WHAT THE TASK ASKS |
Repeat each line of the material below exactly as it appears, minus any pictures.

RECORDED INFORMATION |
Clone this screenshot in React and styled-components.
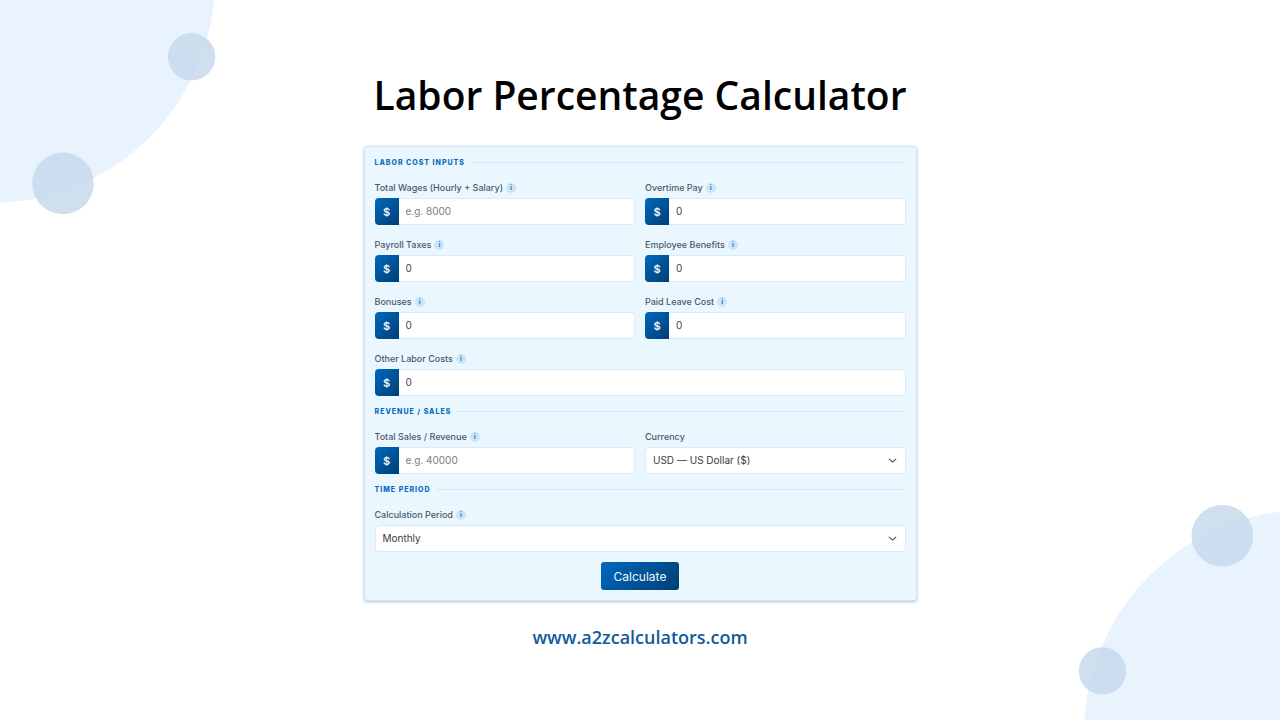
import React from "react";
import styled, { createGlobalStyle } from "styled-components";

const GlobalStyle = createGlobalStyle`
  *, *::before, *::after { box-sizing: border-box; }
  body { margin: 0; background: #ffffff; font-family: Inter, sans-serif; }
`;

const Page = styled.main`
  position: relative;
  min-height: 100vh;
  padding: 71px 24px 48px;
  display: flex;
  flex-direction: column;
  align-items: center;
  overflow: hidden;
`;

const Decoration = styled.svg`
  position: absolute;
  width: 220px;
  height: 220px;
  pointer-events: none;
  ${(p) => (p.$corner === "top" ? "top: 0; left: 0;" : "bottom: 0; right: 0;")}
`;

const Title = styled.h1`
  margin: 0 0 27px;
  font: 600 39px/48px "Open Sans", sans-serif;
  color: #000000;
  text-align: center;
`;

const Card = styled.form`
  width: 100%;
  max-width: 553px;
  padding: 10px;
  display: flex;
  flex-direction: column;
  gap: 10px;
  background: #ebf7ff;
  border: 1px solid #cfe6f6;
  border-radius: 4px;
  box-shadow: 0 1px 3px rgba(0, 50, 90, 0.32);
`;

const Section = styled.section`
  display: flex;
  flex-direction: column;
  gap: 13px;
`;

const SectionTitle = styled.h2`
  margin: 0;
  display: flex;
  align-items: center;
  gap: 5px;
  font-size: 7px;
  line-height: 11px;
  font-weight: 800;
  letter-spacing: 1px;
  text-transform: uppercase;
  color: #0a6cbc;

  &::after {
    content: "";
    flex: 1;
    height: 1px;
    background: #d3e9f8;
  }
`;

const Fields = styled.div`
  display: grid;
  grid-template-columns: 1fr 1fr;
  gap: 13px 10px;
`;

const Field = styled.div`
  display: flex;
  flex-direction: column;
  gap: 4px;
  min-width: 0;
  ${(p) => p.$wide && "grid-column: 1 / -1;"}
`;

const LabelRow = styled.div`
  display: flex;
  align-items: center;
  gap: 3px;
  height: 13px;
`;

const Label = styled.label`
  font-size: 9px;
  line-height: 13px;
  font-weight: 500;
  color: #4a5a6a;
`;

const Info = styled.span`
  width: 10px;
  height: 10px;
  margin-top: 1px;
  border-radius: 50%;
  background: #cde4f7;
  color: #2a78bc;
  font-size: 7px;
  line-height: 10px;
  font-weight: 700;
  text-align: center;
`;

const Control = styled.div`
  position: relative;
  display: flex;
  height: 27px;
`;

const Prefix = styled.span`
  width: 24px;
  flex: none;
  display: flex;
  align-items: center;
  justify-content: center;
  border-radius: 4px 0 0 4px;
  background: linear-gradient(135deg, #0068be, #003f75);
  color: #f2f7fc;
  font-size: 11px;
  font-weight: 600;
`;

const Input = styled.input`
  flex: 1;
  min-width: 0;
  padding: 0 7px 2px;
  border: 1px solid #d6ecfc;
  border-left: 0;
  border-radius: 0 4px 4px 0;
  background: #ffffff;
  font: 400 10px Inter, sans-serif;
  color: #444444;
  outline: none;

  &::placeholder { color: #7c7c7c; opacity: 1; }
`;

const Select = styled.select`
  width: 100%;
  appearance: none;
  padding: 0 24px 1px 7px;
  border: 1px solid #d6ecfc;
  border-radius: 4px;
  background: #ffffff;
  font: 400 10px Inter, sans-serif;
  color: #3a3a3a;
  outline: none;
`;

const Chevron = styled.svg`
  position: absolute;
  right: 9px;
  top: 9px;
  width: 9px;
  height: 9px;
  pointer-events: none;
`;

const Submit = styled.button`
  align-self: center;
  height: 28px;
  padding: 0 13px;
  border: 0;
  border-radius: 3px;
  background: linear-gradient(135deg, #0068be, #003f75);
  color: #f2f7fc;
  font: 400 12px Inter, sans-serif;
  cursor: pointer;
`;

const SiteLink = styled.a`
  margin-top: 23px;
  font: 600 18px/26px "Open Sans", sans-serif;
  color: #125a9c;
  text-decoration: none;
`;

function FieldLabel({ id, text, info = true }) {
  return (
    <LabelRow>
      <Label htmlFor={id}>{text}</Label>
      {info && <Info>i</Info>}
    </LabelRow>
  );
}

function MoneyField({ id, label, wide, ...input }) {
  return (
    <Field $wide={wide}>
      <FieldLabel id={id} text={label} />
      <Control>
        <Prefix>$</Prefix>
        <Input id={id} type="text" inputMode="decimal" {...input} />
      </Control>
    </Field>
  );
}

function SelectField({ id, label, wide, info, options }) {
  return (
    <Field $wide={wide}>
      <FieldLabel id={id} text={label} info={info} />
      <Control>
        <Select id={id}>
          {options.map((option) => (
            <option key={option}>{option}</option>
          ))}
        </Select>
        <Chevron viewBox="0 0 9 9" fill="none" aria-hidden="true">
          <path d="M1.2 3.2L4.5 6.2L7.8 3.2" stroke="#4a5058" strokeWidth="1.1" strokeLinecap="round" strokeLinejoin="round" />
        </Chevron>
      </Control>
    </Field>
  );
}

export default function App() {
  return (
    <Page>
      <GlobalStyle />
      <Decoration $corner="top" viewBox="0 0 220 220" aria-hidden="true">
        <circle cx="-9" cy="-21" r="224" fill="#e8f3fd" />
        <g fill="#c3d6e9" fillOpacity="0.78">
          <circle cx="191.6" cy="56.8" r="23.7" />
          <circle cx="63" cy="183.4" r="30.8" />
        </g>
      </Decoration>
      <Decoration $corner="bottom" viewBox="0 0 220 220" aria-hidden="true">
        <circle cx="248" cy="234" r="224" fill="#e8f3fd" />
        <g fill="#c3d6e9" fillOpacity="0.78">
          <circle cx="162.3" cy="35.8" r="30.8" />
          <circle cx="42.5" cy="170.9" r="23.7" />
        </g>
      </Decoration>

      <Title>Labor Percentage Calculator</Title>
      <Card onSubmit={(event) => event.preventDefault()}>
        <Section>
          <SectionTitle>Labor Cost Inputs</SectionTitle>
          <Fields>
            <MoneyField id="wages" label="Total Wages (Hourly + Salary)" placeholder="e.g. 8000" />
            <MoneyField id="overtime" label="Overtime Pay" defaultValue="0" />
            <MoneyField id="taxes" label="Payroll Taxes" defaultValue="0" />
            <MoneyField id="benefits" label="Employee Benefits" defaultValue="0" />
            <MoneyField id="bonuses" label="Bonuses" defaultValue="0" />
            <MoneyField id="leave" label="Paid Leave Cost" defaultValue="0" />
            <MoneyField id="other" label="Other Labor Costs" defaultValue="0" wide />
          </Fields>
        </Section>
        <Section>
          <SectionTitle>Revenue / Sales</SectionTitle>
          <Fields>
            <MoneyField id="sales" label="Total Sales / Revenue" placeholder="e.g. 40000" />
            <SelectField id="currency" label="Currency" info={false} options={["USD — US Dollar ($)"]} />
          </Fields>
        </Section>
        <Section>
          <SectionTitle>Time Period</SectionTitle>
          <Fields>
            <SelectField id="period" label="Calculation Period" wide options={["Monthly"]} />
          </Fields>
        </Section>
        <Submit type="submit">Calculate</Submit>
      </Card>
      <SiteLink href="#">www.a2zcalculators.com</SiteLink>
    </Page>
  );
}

COMPLETE OUTPUT |
Clone this screenshot in React and styled-components.
import React from "react";
import styled, { createGlobalStyle } from "styled-components";

const GlobalStyle = createGlobalStyle`
  *, *::before, *::after { box-sizing: border-box; }
  body { margin: 0; background: #ffffff; font-family: Inter, sans-serif; }
`;

const Page = styled.main`
  position: relative;
  min-height: 100vh;
  padding: 71px 24px 48px;
  display: flex;
  flex-direction: column;
  align-items: center;
  overflow: hidden;
`;

const Decoration = styled.svg`
  position: absolute;
  width: 220px;
  height: 220px;
  pointer-events: none;
  ${(p) => (p.$corner === "top" ? "top: 0; left: 0;" : "bottom: 0; right: 0;")}
`;

const Title = styled.h1`
  margin: 0 0 27px;
  font: 600 39px/48px "Open Sans", sans-serif;
  color: #000000;
  text-align: center;
`;

const Card = styled.form`
  width: 100%;
  max-width: 553px;
  padding: 10px;
  display: flex;
  flex-direction: column;
  gap: 10px;
  background: #ebf7ff;
  border: 1px solid #cfe6f6;
  border-radius: 4px;
  box-shadow: 0 1px 3px rgba(0, 50, 90, 0.32);
`;

const Section = styled.section`
  display: flex;
  flex-direction: column;
  gap: 13px;
`;

const SectionTitle = styled.h2`
  margin: 0;
  display: flex;
  align-items: center;
  gap: 5px;
  font-size: 7px;
  line-height: 11px;
  font-weight: 800;
  letter-spacing: 1px;
  text-transform: uppercase;
  color: #0a6cbc;

  &::after {
    content: "";
    flex: 1;
    height: 1px;
    background: #d3e9f8;
  }
`;

const Fields = styled.div`
  display: grid;
  grid-template-columns: 1fr 1fr;
  gap: 13px 10px;
`;

const Field = styled.div`
  display: flex;
  flex-direction: column;
  gap: 4px;
  min-width: 0;
  ${(p) => p.$wide && "grid-column: 1 / -1;"}
`;

const LabelRow = styled.div`
  display: flex;
  align-items: center;
  gap: 3px;
  height: 13px;
`;

const Label = styled.label`
  font-size: 9px;
  line-height: 13px;
  font-weight: 500;
  color: #4a5a6a;
`;

const Info = styled.span`
  width: 10px;
  height: 10px;
  margin-top: 1px;
  border-radius: 50%;
  background: #cde4f7;
  color: #2a78bc;
  font-size: 7px;
  line-height: 10px;
  font-weight: 700;
  text-align: center;
`;

const Control = styled.div`
  position: relative;
  display: flex;
  height: 27px;
`;

const Prefix = styled.span`
  width: 24px;
  flex: none;
  display: flex;
  align-items: center;
  justify-content: center;
  border-radius: 4px 0 0 4px;
  background: linear-gradient(135deg, #0068be, #003f75);
  color: #f2f7fc;
  font-size: 11px;
  font-weight: 600;
`;

const Input = styled.input`
  flex: 1;
  min-width: 0;
  padding: 0 7px 2px;
  border: 1px solid #d6ecfc;
  border-left: 0;
  border-radius: 0 4px 4px 0;
  background: #ffffff;
  font: 400 10px Inter, sans-serif;
  color: #444444;
  outline: none;

  &::placeholder { color: #7c7c7c; opacity: 1; }
`;

const Select = styled.select`
  width: 100%;
  appearance: none;
  padding: 0 24px 1px 7px;
  border: 1px solid #d6ecfc;
  border-radius: 4px;
  background: #ffffff;
  font: 400 10px Inter, sans-serif;
  color: #3a3a3a;
  outline: none;
`;

const Chevron = styled.svg`
  position: absolute;
  right: 9px;
  top: 9px;
  width: 9px;
  height: 9px;
  pointer-events: none;
`;

const Submit = styled.button`
  align-self: center;
  height: 28px;
  padding: 0 13px;
  border: 0;
  border-radius: 3px;
  background: linear-gradient(135deg, #0068be, #003f75);
  color: #f2f7fc;
  font: 400 12px Inter, sans-serif;
  cursor: pointer;
`;

const SiteLink = styled.a`
  margin-top: 23px;
  font: 600 18px/26px "Open Sans", sans-serif;
  color: #125a9c;
  text-decoration: none;
`;

function FieldLabel({ id, text, info = true }) {
  return (
    <LabelRow>
      <Label htmlFor={id}>{text}</Label>
      {info && <Info>i</Info>}
    </LabelRow>
  );
}

function MoneyField({ id, label, wide, ...input }) {
  return (
    <Field $wide={wide}>
      <FieldLabel id={id} text={label} />
      <Control>
        <Prefix>$</Prefix>
        <Input id={id} type="text" inputMode="decimal" {...input} />
      </Control>
    </Field>
  );
}

function SelectField({ id, label, wide, info, options }) {
  return (
    <Field $wide={wide}>
      <FieldLabel id={id} text={label} info={info} />
      <Control>
        <Select id={id}>
          {options.map((option) => (
            <option key={option}>{option}</option>
          ))}
        </Select>
        <Chevron viewBox="0 0 9 9" fill="none" aria-hidden="true">
          <path d="M1.2 3.2L4.5 6.2L7.8 3.2" stroke="#4a5058" strokeWidth="1.1" strokeLinecap="round" strokeLinejoin="round" />
        </Chevron>
      </Control>
    </Field>
  );
}

export default function App() {
  return (
    <Page>
      <GlobalStyle />
      <Decoration $corner="top" viewBox="0 0 220 220" aria-hidden="true">
        <circle cx="-9" cy="-21" r="224" fill="#e8f3fd" />
        <g fill="#c3d6e9" fillOpacity="0.78">
          <circle cx="191.6" cy="56.8" r="23.7" />
          <circle cx="63" cy="183.4" r="30.8" />
        </g>
      </Decoration>
      <Decoration $corner="bottom" viewBox="0 0 220 220" aria-hidden="true">
        <circle cx="248" cy="234" r="224" fill="#e8f3fd" />
        <g fill="#c3d6e9" fillOpacity="0.78">
          <circle cx="162.3" cy="35.8" r="30.8" />
          <circle cx="42.5" cy="170.9" r="23.7" />
        </g>
      </Decoration>

      <Title>Labor Percentage Calculator</Title>
      <Card onSubmit={(event) => event.preventDefault()}>
        <Section>
          <SectionTitle>Labor Cost Inputs</SectionTitle>
          <Fields>
            <MoneyField id="wages" label="Total Wages (Hourly + Salary)" placeholder="e.g. 8000" />
            <MoneyField id="overtime" label="Overtime Pay" defaultValue="0" />
            <MoneyField id="taxes" label="Payroll Taxes" defaultValue="0" />
            <MoneyField id="benefits" label="Employee Benefits" defaultValue="0" />
            <MoneyField id="bonuses" label="Bonuses" defaultValue="0" />
            <MoneyField id="leave" label="Paid Leave Cost" defaultValue="0" />
            <MoneyField id="other" label="Other Labor Costs" defaultValue="0" wide />
          </Fields>
        </Section>
        <Section>
          <SectionTitle>Revenue / Sales</SectionTitle>
          <Fields>
            <MoneyField id="sales" label="Total Sales / Revenue" placeholder="e.g. 40000" />
            <SelectField id="currency" label="Currency" info={false} options={["USD — US Dollar ($)"]} />
          </Fields>
        </Section>
        <Section>
          <SectionTitle>Time Period</SectionTitle>
          <Fields>
            <SelectField id="period" label="Calculation Period" wide options={["Monthly"]} />
          </Fields>
        </Section>
        <Submit type="submit">Calculate</Submit>
      </Card>
      <SiteLink href="#">www.a2zcalculators.com</SiteLink>
    </Page>
  );
}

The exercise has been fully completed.